Friday, August 20, 2010

Core Identity

Recently I found myself confronted with the question "What's left once you've sacrificed your core identity?".
I'm not quite sure what exactly triggered it, but that would be beside the point. I found myself thinking about the "Venediger Gruppe". The result of that was nothing short of a shock treatment.
I used to go hiking there a lot. You might even call me someone who used to be someone of an expert regarding that mountain group! I used to be able to name every single mountain top. I used to be able to name every single glacier and sub-glacier. I used to be able to name every single trail by name. Of more than 90% of the trails I even knew the average hiking time. I used to be able to name all the mountain huts in that particular mountain group.
Now I barely can get the major mountain tops together. I didn't even try my luck with the glaciers, trail names and average hiking times. That by itself would have been absolutely terrible. But the worst thing was still to come. That happened when I only could name about 2/3's of the mountain huts. That was a pure shock treatment for me.
Most people most likely won't get the issue that's at hand here. For me that's way more than forgetting certain things. This is a symptom that I've started to compromise and sacrifice my core identity.
Fact is that I'm an mountaineer at the core. That's what I am. Fact is that thinking about that particular mountain group used to make me happy. For me it is a place where I feel truly at home and can experience true peace. Forgetting about major parts of that mountain group, tells me that my core identity has definitely been compromised... and I really don't like that idea at all!! In the past few years I have been making so many compromises and so many sacrifices that I don't even really know who I am anymore. A different kind of persona has emerged you might say. When I look at that I not only absolutely dislike it but it almost makes me wanna throw up!!!

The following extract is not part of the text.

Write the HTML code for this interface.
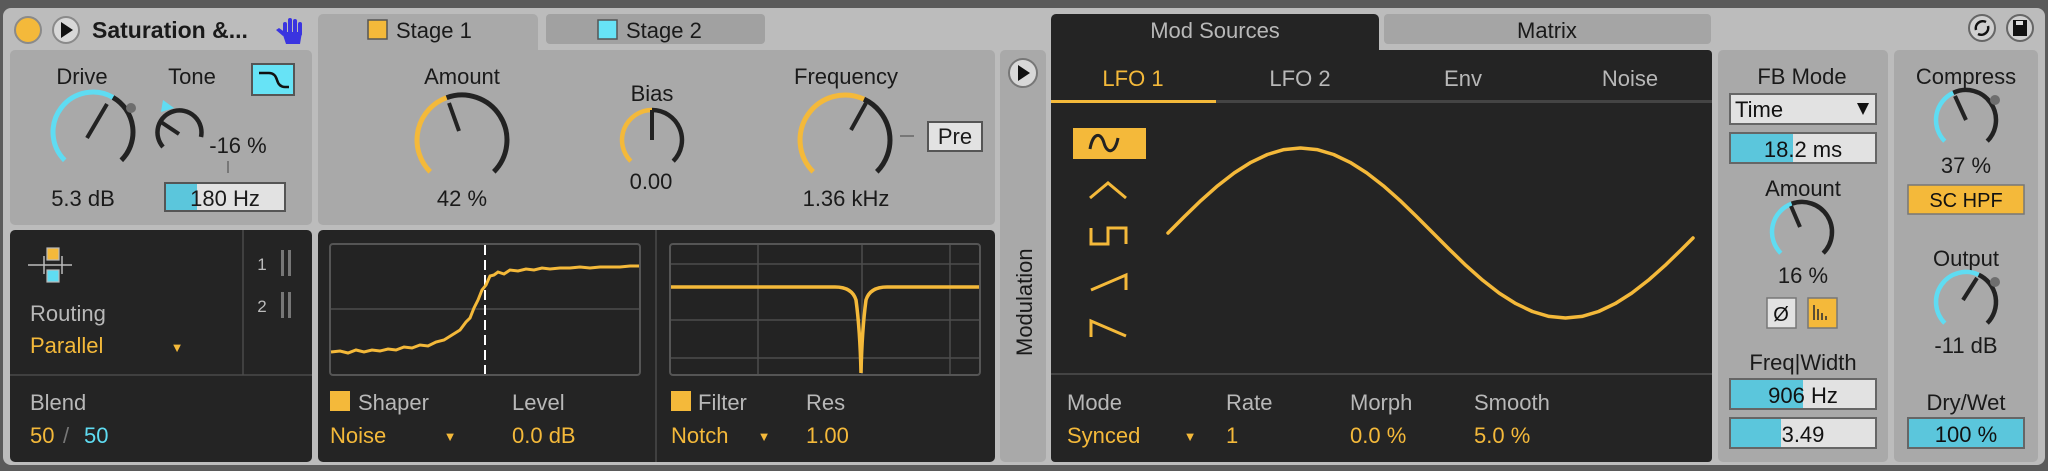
<!DOCTYPE html>
<html><head><meta charset="utf-8"><style>
html,body{margin:0;padding:0;background:#5c5c5c;}
svg{display:block}
text{font-family:"Liberation Sans",sans-serif;}
</style></head><body>
<svg width="2048" height="471" viewBox="0 0 2048 471" xmlns="http://www.w3.org/2000/svg">
<rect x="0" y="0" width="2048" height="471" fill="#5a5a5a"/>
<rect x="3" y="8" width="2042" height="457" rx="8" fill="#bcbcbc"/>
<circle cx="28" cy="30" r="13" fill="#f4b93a" stroke="#8a8a8a" stroke-width="2"/>
<circle cx="66" cy="30" r="13" fill="#d8d8d8" stroke="#8a8a8a" stroke-width="2"/>
<path d="M61 22 L73 30 L61 38Z" fill="#111"/>
<text x="92" y="38" font-size="23" font-weight="bold" fill="#1a1a1a">Saturation &amp;...</text>
<g fill="#3a34e0">
<rect x="283" y="22" width="4" height="14" rx="2"/>
<rect x="288" y="18" width="4" height="18" rx="2"/>
<rect x="293" y="19" width="4" height="17" rx="2"/>
<rect x="298" y="22" width="4" height="14" rx="2"/>
<path d="M282 32 L302 32 L300 44 L286 44 Z"/>
<path d="M283 36 L276 30 L279 28 L286 33Z"/>
</g>
<rect x="10" y="50" width="302" height="175" rx="5" fill="#a9a9a9"/>
<rect x="318" y="14" width="220" height="50" rx="5" fill="#a9a9a9"/>
<rect x="546" y="14" width="219" height="30" rx="4" fill="#a1a1a1"/>
<rect x="368" y="20" width="19" height="19" fill="#f4b93a" stroke="#555" stroke-width="1.5"/>
<text x="396" y="38" font-size="22" fill="#1a1a1a">Stage 1</text>
<rect x="598" y="20" width="19" height="19" fill="#67e3f6" stroke="#555" stroke-width="1.5"/>
<text x="626" y="38" font-size="22" fill="#1a1a1a">Stage 2</text>
<rect x="318" y="50" width="677" height="175" rx="5" fill="#a9a9a9"/>
<text x="82" y="84" font-size="22" fill="#1a1a1a" text-anchor="middle">Drive</text>
<path d="M64.7 160.3 A40 40 0 0 1 113 97.4" fill="none" stroke="#5fdcf2" stroke-width="5"/>
<path d="M113 97.4 A40 40 0 0 1 121.3 160.3" fill="none" stroke="#222" stroke-width="5"/>
<line x1="87" y1="138" x2="107" y2="104" stroke="#222" stroke-width="4"/>
<circle cx="131" cy="108" r="5" fill="#6e6e6e"/>
<text x="83" y="206" font-size="22" fill="#1a1a1a" text-anchor="middle">5.3 dB</text>
<text x="192" y="84" font-size="22" fill="#1a1a1a" text-anchor="middle">Tone</text>
<path d="M163 147 A22 22 0 1 1 201 137" fill="none" stroke="#222" stroke-width="4.5"/>
<line x1="179" y1="134" x2="161" y2="122" stroke="#222" stroke-width="4"/>
<path d="M163 100 L174 108 L161 112Z" fill="#5fdcf2"/>
<text x="238" y="153" font-size="22" fill="#1a1a1a" text-anchor="middle">-16 %</text>
<line x1="228" y1="161" x2="228" y2="173" stroke="#777" stroke-width="2"/>
<rect x="252" y="64" width="42" height="31" fill="#67e3f6" stroke="#555" stroke-width="2"/>
<path d="M259 73 L269 73 Q275 73 277 80 Q279 87 285 87 L289 87" fill="none" stroke="#111" stroke-width="2.5"/>
<rect x="165" y="183" width="120" height="28" fill="#e2e2e2" stroke="#555" stroke-width="2"/>
<rect x="166" y="184" width="31" height="26" fill="#5bc6dc"/>
<text x="225" y="206" font-size="22" fill="#1a1a1a" text-anchor="middle">180 Hz</text>
<text x="462" y="84" font-size="22" fill="#1a1a1a" text-anchor="middle">Amount</text>
<path d="M430.2 171.8 A45 45 0 0 1 446.6 97.7" fill="none" stroke="#f4b93a" stroke-width="5"/>
<path d="M446.6 97.7 A45 45 0 0 1 493.8 171.8" fill="none" stroke="#222" stroke-width="5"/>
<line x1="459" y1="131" x2="449" y2="103" stroke="#222" stroke-width="4"/>
<text x="462" y="206" font-size="22" fill="#1a1a1a" text-anchor="middle">42 %</text>
<text x="652" y="101" font-size="22" fill="#1a1a1a" text-anchor="middle">Bias</text>
<path d="M630.8 161.2 A30 30 0 0 1 652 110" fill="none" stroke="#f4b93a" stroke-width="4.5"/>
<path d="M652 110 A30 30 0 0 1 673.2 161.2" fill="none" stroke="#222" stroke-width="4.5"/>
<line x1="652" y1="140" x2="652" y2="110" stroke="#222" stroke-width="4"/>
<text x="651" y="189" font-size="22" fill="#1a1a1a" text-anchor="middle">0.00</text>
<text x="846" y="84" font-size="22" fill="#1a1a1a" text-anchor="middle">Frequency</text>
<path d="M813.2 171.8 A45 45 0 0 1 864 99.2" fill="none" stroke="#f4b93a" stroke-width="5"/>
<path d="M864 99.2 A45 45 0 0 1 876.8 171.8" fill="none" stroke="#222" stroke-width="5"/>
<line x1="851" y1="130" x2="866" y2="103" stroke="#222" stroke-width="4"/>
<text x="846" y="206" font-size="22" fill="#1a1a1a" text-anchor="middle">1.36 kHz</text>
<line x1="900" y1="136" x2="914" y2="136" stroke="#777" stroke-width="2"/>
<rect x="928" y="122" width="54" height="29" fill="#e2e2e2" stroke="#555" stroke-width="2"/>
<text x="955" y="144" font-size="22" fill="#1a1a1a" text-anchor="middle">Pre</text>
<rect x="10" y="230" width="302" height="232" rx="5" fill="#242424"/>
<line x1="243" y1="230" x2="243" y2="375" stroke="#4a4a4a" stroke-width="1.5"/>
<line x1="10" y1="375" x2="312" y2="375" stroke="#4a4a4a" stroke-width="1.5"/>
<line x1="28" y1="265" x2="72" y2="265" stroke="#bbb" stroke-width="1.5"/>
<line x1="44" y1="256" x2="44" y2="274" stroke="#bbb" stroke-width="1.5"/>
<line x1="62" y1="256" x2="62" y2="274" stroke="#bbb" stroke-width="1.5"/>
<rect x="47" y="248" width="12" height="12" fill="#f4b93a" stroke="#bbb" stroke-width="1.2"/>
<rect x="47" y="270" width="12" height="12" fill="#5fdcf2" stroke="#bbb" stroke-width="1.2"/>
<text x="262" y="270" font-size="17" fill="#bbb" text-anchor="middle">1</text>
<rect x="281" y="250" width="3" height="26" fill="#777"/><rect x="288" y="250" width="3" height="26" fill="#777"/>
<text x="262" y="312" font-size="17" fill="#bbb" text-anchor="middle">2</text>
<rect x="281" y="292" width="3" height="26" fill="#777"/><rect x="288" y="292" width="3" height="26" fill="#777"/>
<text x="30" y="321" font-size="22" fill="#b8b8b8">Routing</text>
<text x="30" y="353" font-size="22" fill="#f4b93a">Parallel</text>
<text x="177" y="352" font-size="13" fill="#f4b93a" text-anchor="middle">▼</text>
<text x="30" y="410" font-size="22" fill="#b8b8b8">Blend</text>
<text x="30" y="443" font-size="22" fill="#f4b93a">50</text>
<text x="63" y="443" font-size="22" fill="#777">/</text>
<text x="84" y="443" font-size="22" fill="#5fdcf2">50</text>
<rect x="318" y="230" width="677" height="232" rx="5" fill="#242424"/>
<line x1="656" y1="230" x2="656" y2="462" stroke="#4a4a4a" stroke-width="1.5"/>
<rect x="330" y="244" width="310" height="131" rx="3" fill="#232323" stroke="#555" stroke-width="2"/>
<line x1="331" y1="309" x2="639" y2="309" stroke="#4d4d4d" stroke-width="1.5"/>
<line x1="485" y1="245" x2="485" y2="374" stroke="#fff" stroke-width="2" stroke-dasharray="10 5"/>
<polyline fill="none" stroke="#f4b93a" stroke-width="3" points="331,352 340,351 348,353 356,350 364,352 372,350 380,351 388,349 396,350 404,347 412,348 420,345 428,346 436,342 444,340 452,335 460,330 466,322 470,318 474,308 478,300 482,290 486,285 490,276 494,275 498,272 504,274 510,270 518,271 526,269 534,270 542,268 550,269 560,268 570,268 580,267 590,268 600,267 610,267 620,267 630,266 639,266"/>
<rect x="670" y="244" width="310" height="131" rx="3" fill="#232323" stroke="#555" stroke-width="2"/>
<g stroke="#4d4d4d" stroke-width="1.5">
<line x1="671" y1="264" x2="979" y2="264"/><line x1="671" y1="320" x2="979" y2="320"/><line x1="671" y1="358" x2="979" y2="358"/>
<line x1="758" y1="245" x2="758" y2="374"/><line x1="862" y1="245" x2="862" y2="374"/><line x1="950" y1="245" x2="950" y2="374"/>
</g>
<path d="M671 287 L835 287 Q852 287 856 300 Q860 330 861 373 Q862 330 866 300 Q870 287 887 287 L979 287" fill="none" stroke="#f4b93a" stroke-width="3.5"/>
<rect x="330" y="391" width="20" height="20" fill="#f4b93a"/>
<text x="358" y="410" font-size="22" fill="#b8b8b8">Shaper</text>
<text x="512" y="410" font-size="22" fill="#b8b8b8">Level</text>
<text x="330" y="443" font-size="22" fill="#f4b93a">Noise</text>
<text x="450" y="441" font-size="13" fill="#f4b93a" text-anchor="middle">▼</text>
<text x="512" y="443" font-size="22" fill="#f4b93a">0.0 dB</text>
<rect x="671" y="391" width="20" height="20" fill="#f4b93a"/>
<text x="698" y="410" font-size="22" fill="#b8b8b8">Filter</text>
<text x="806" y="410" font-size="22" fill="#b8b8b8">Res</text>
<text x="671" y="443" font-size="22" fill="#f4b93a">Notch</text>
<text x="764" y="441" font-size="13" fill="#f4b93a" text-anchor="middle">▼</text>
<text x="806" y="443" font-size="22" fill="#f4b93a">1.00</text>
<rect x="1000" y="50" width="46" height="412" rx="5" fill="#a9a9a9"/>
<circle cx="1023" cy="73" r="14" fill="#d8d8d8" stroke="#777" stroke-width="2"/>
<path d="M1018 65 L1030 73 L1018 81Z" fill="#111"/>
<text transform="translate(1032,356) rotate(-90)" font-size="22" fill="#1a1a1a">Modulation</text>
<rect x="1051" y="14" width="328" height="50" rx="5" fill="#242424"/>
<rect x="1384" y="14" width="327" height="30" rx="4" fill="#a5a5a5"/>
<text x="1215" y="38" font-size="22" fill="#b8b8b8" text-anchor="middle">Mod Sources</text>
<text x="1547" y="38" font-size="22" fill="#1a1a1a" text-anchor="middle">Matrix</text>
<rect x="1051" y="50" width="661" height="412" rx="4" fill="#242424"/>
<text x="1133" y="86" font-size="22" fill="#f4b93a" text-anchor="middle">LFO 1</text>
<text x="1300" y="86" font-size="22" fill="#b8b8b8" text-anchor="middle">LFO 2</text>
<text x="1463" y="86" font-size="22" fill="#b8b8b8" text-anchor="middle">Env</text>
<text x="1630" y="86" font-size="22" fill="#b8b8b8" text-anchor="middle">Noise</text>
<rect x="1051" y="100" width="661" height="3" fill="#444"/>
<rect x="1051" y="100" width="165" height="3" fill="#f4b93a"/>
<rect x="1073" y="128" width="73" height="31" fill="#f4b93a"/>
<path d="M1090 149 C1093 132 1101 132 1104 143 C1107 154 1115 154 1118 138" fill="none" stroke="#222" stroke-width="3"/>
<g fill="none" stroke="#f4b93a" stroke-width="3">
<path d="M1090 198 L1108 183 L1126 198"/>
<path d="M1091 228 L1091 244 L1108 244 L1108 228 L1126 228 L1126 244"/>
<path d="M1091 290 L1126 275 L1126 290"/>
<path d="M1091 337 L1091 321 L1126 336"/>
</g>
<polyline fill="none" stroke="#f4b93a" stroke-width="3.5" stroke-linejoin="round" stroke-linecap="round" points="1168,233 1184.6,216.4 1201.1,200.4 1217.7,185.7 1234.3,172.9 1250.8,162.4 1267.4,154.5 1283.9,149.6 1300.5,148 1317,149.6 1333.6,154.5 1350.2,162.4 1366.7,172.9 1383.3,185.7 1399.9,200.4 1416.4,216.4 1433,233 1449.6,249.6 1466.1,265.6 1482.7,280.3 1499.2,293.1 1515.8,303.6 1532.4,311.5 1548.9,316.4 1565.5,318 1582,316.4 1598.6,311.5 1615.2,303.6 1631.7,293.1 1648.3,280.3 1664.9,265.6 1681.4,249.6 1693,238"/>
<rect x="1051" y="373" width="661" height="2" fill="#444"/>
<text x="1067" y="410" font-size="22" fill="#b8b8b8">Mode</text>
<text x="1226" y="410" font-size="22" fill="#b8b8b8">Rate</text>
<text x="1350" y="410" font-size="22" fill="#b8b8b8">Morph</text>
<text x="1474" y="410" font-size="22" fill="#b8b8b8">Smooth</text>
<text x="1067" y="443" font-size="22" fill="#f4b93a">Synced</text>
<text x="1190" y="441" font-size="13" fill="#f4b93a" text-anchor="middle">▼</text>
<text x="1226" y="443" font-size="22" fill="#f4b93a">1</text>
<text x="1350" y="443" font-size="22" fill="#f4b93a">0.0 %</text>
<text x="1474" y="443" font-size="22" fill="#f4b93a">5.0 %</text>
<circle cx="1982" cy="28" r="13" fill="#d0d0d0" stroke="#666" stroke-width="2"/>
<path d="M1976 30 A7 7 0 0 1 1986 22 M1988 26 A7 7 0 0 1 1978 34" fill="none" stroke="#111" stroke-width="2.5"/>
<circle cx="2020" cy="28" r="13" fill="#d0d0d0" stroke="#666" stroke-width="2"/>
<rect x="2013" y="20" width="14" height="16" fill="#111"/><rect x="2016" y="21" width="7" height="4" fill="#ddd"/>
<rect x="1718" y="50" width="170" height="412" rx="5" fill="#a9a9a9"/>
<text x="1802" y="84" font-size="22" fill="#1a1a1a" text-anchor="middle">FB Mode</text>
<rect x="1730" y="94" width="146" height="30" fill="#e2e2e2" stroke="#666" stroke-width="2"/>
<text x="1735" y="117" font-size="22" fill="#111">Time</text>
<path d="M1857 103 L1869 103 L1863 115Z" fill="#111"/>
<rect x="1730" y="133" width="146" height="30" fill="#e2e2e2" stroke="#666" stroke-width="2"/>
<rect x="1731" y="134" width="62" height="28" fill="#5bc6dc"/>
<text x="1803" y="157" font-size="22" fill="#111" text-anchor="middle">18.2 ms</text>
<text x="1803" y="196" font-size="22" fill="#1a1a1a" text-anchor="middle">Amount</text>
<path d="M1780.8 253.2 A30 30 0 0 1 1791.7 203.8" fill="none" stroke="#5fdcf2" stroke-width="4.5"/>
<path d="M1791.7 203.8 A30 30 0 0 1 1823.2 253.2" fill="none" stroke="#222" stroke-width="4.5"/>
<line x1="1800" y1="227" x2="1791" y2="206" stroke="#222" stroke-width="4"/>
<text x="1803" y="283" font-size="22" fill="#1a1a1a" text-anchor="middle">16 %</text>
<rect x="1767" y="298" width="29" height="30" fill="#e2e2e2" stroke="#777" stroke-width="1.5"/>
<text x="1781" y="321" font-size="20" fill="#111" text-anchor="middle">Ø</text>
<rect x="1808" y="298" width="29" height="30" fill="#f4b93a" stroke="#777" stroke-width="1.5"/>
<g stroke="#333" stroke-width="1.6"><line x1="1814" y1="305" x2="1814" y2="320"/><line x1="1818" y1="309" x2="1818" y2="320"/><line x1="1822" y1="313" x2="1822" y2="320"/><line x1="1826" y1="316" x2="1826" y2="320"/></g>
<text x="1803" y="370" font-size="22" fill="#1a1a1a" text-anchor="middle">Freq|Width</text>
<rect x="1730" y="379" width="146" height="30" fill="#e2e2e2" stroke="#666" stroke-width="2"/>
<rect x="1731" y="380" width="72" height="28" fill="#5bc6dc"/>
<text x="1803" y="403" font-size="22" fill="#111" text-anchor="middle">906 Hz</text>
<rect x="1730" y="418" width="146" height="30" fill="#e2e2e2" stroke="#666" stroke-width="2"/>
<rect x="1731" y="419" width="50" height="28" fill="#5bc6dc"/>
<text x="1803" y="442" font-size="22" fill="#111" text-anchor="middle">3.49</text>
<rect x="1894" y="50" width="144" height="412" rx="5" fill="#a9a9a9"/>
<text x="1966" y="84" font-size="22" fill="#1a1a1a" text-anchor="middle">Compress</text>
<path d="M1944.8 141.2 A30 30 0 0 1 1953.3 92.8" fill="none" stroke="#5fdcf2" stroke-width="4.5"/>
<path d="M1953.3 92.8 A30 30 0 0 1 1987.2 141.2" fill="none" stroke="#222" stroke-width="4.5"/>
<line x1="1966" y1="120" x2="1955" y2="96" stroke="#222" stroke-width="4"/>
<circle cx="1995" cy="100" r="5" fill="#6e6e6e"/>
<text x="1966" y="173" font-size="22" fill="#1a1a1a" text-anchor="middle">37 %</text>
<rect x="1908" y="185" width="116" height="29" fill="#f4b93a" stroke="#777" stroke-width="1.5"/>
<text x="1966" y="207" font-size="20" fill="#111" text-anchor="middle">SC HPF</text>
<text x="1966" y="266" font-size="22" fill="#1a1a1a" text-anchor="middle">Output</text>
<path d="M1944.8 323.2 A30 30 0 0 1 1978.7 274.8" fill="none" stroke="#5fdcf2" stroke-width="4.5"/>
<path d="M1978.7 274.8 A30 30 0 0 1 1987.2 323.2" fill="none" stroke="#222" stroke-width="4.5"/>
<line x1="1963" y1="300" x2="1977" y2="278" stroke="#222" stroke-width="4"/>
<circle cx="1995" cy="282" r="5" fill="#6e6e6e"/>
<text x="1966" y="353" font-size="22" fill="#1a1a1a" text-anchor="middle">-11 dB</text>
<text x="1966" y="410" font-size="22" fill="#1a1a1a" text-anchor="middle">Dry/Wet</text>
<rect x="1908" y="418" width="116" height="30" fill="#5bc6dc" stroke="#666" stroke-width="2"/>
<text x="1966" y="442" font-size="22" fill="#111" text-anchor="middle">100 %</text>
</svg>
</body></html>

That got me thinking about "what's left once you've sacrificed your core identity?".
The answer to that question is quite sobering. Well you do still exist after having sacrificed your core identity. But I would hardly call that a life. You do exist... but that's pretty much it. Without your core identity you are nothing more than a empty, superficial shell with no soul. If such a life is worth living, well that's something that everyone has to figure out for themselves. If I had to sacrifice my core identity in order to keep the status Q alive, well then I would rather take a gun and shoot myself!! That's a life absolutely not worth living, as far as I'm concerned!!